Rodzina zaginionej 24-letniej czechowiczanki cały czas zaznacza, że nie wierzy w wersję zeznań zatrzymanego, a Karoliny Wróbel nie ma w stawie Błaskowiec. Żeby ją znaleźć najbliżsi korzystali z pomocy między innymi jasnowidza Krzysztofa Jackowskiego czy detektywa Dawida Burzackiego.
Rodzinie pomaga detektyw Dawid Burzacki. – Pan Dawid skontaktował się z nami, że pomoże, że ma swoje metody działań. Ma już jakieś swoje wnioski, ale na razie tego nie dajemy do wiadomości publicznej. Są to jego działania, a on nam pomaga nieodpłatnie, więc też nie chcemy się wychylać. Jest skuteczny, bo z tego co wiem, to o tym, że w mieszkaniu w dniu zaginięcia Karoliny była impreza pan Dawid dowiedział się wcześniej niż policja – zaznacza siostra zaginionej, Daria Skoczylas.
Rodzina korzystała także z usług jasnowidzów i wróżek. Rozmawiali między innymi z Krzysztofem Jackowskim, którego nazwisko najczęściej pojawia się w kontekście tak głośnych spraw. – Rozmawialiśmy z panem Jackowskim, ale też z innymi jasnowidzami, czy wróżkami, którzy byli dostępni.
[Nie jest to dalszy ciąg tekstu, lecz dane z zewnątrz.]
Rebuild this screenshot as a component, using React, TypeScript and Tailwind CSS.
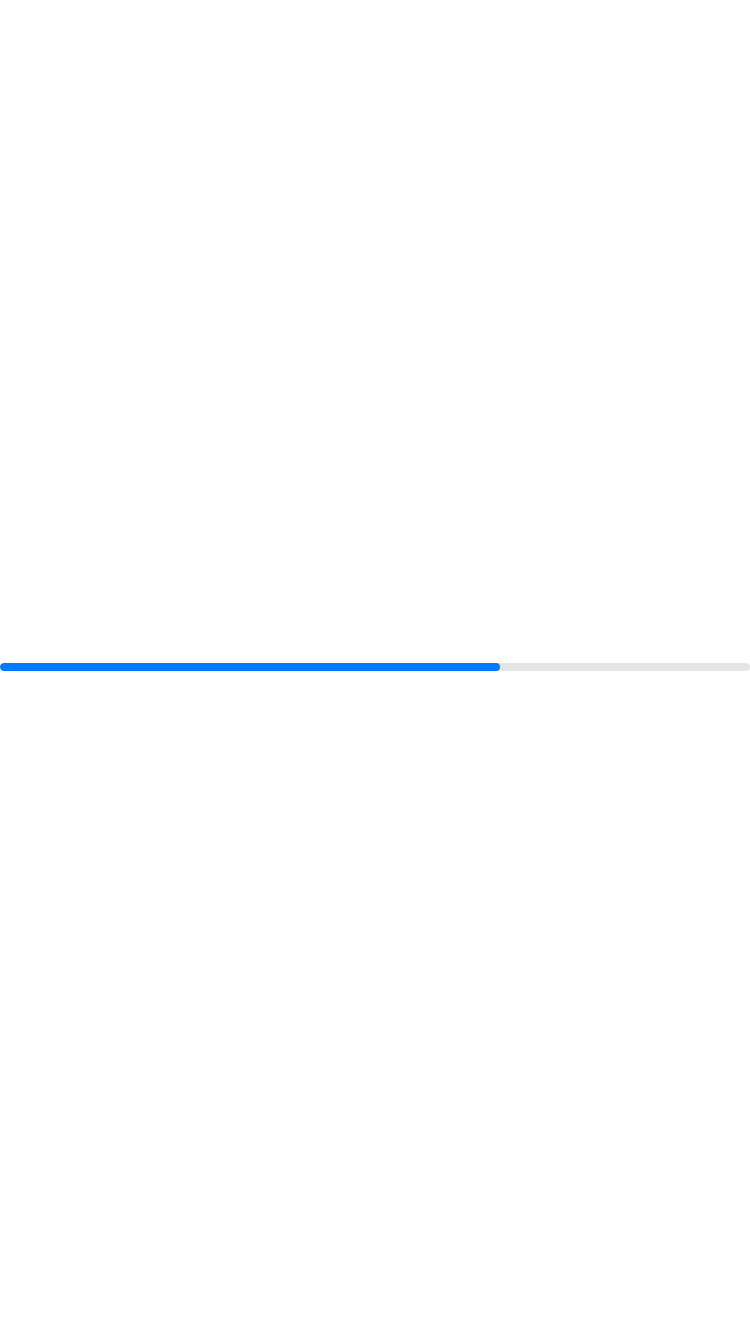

Chcemy zrobić wszystko, by odnaleźć siostrę. Więc płaciliśmy za te różne wizje, żeby się czegoś dowiedzieć. Pan Jackowski wyznaczył mapę, została przekazana i zobaczymy, czy w tym kierunku służby także będą sprawdzać inne miejsce niż tylko ten staw – tłumaczy Daria Skoczylas.
Według wizji Krzysztofa Jackowskiego poszukiwania zaginionej Karoliny Wróbel powinny skupić się w okolicach rzeki Białej, która przepływa nieopodal stawu Błaskowiec. – Był to dokładnie jej fragment – dodaje siostra. Na mapie jasnowidz wyznaczył teren poszukiwań. Według naszych informacji, na razie w tym miejscu żadne służby nie szukały Karoliny.
Do tej pory Krzysztof Jackowski, jak można dowiedzieć się na jego stronie internetowej, pomógł w odnalezieniu ponad 700 osób i w rozwiązaniu ponad 1000 innych przypadków, takich jak odnalezienie dzieł sztuki, zwierząt, czy też zagubionych dokumentów. Jasnowidz Jackowski zasłużył się głównie ze spraw kryminalnych, gdyż one są najbardziej spektakularne.
O wizję Krzysztofa Jackowskiego i wskazane przez niego miejsce zapytaliśmy Macieja Rokusa, szefa Grupy Specjalnej Płetwonurków RP, który prowadzi aktualnie poszukiwania na stawie Błaskowiec. – Wszystkich ludzi, którzy włożą serce w daną sprawę, zawsze szanuję. Nie zagłębialiśmy się i jeszcze takiej informacji o mapce nie otrzymałem. Ale jeżeli takie informacje otrzymam, to też będzie mi miło. Na pewno się odniosę i zobaczę – mówi Maciej Rokus.
– Jeżeli wskazane miejsca miałyby jakieś uzasadnienie w rzeczywistości, to też byśmy je jak najbardziej sprawdzili . Jeżeli pan Jackowski miał jakąś swoją uwagę i gdzieś przedstawił swoje rozważenie, to na pewno bym tego nie pominął i tego nie zlekceważył. Nie jestem tak zuchwały, bo to byłoby nieeleganckie – dodał.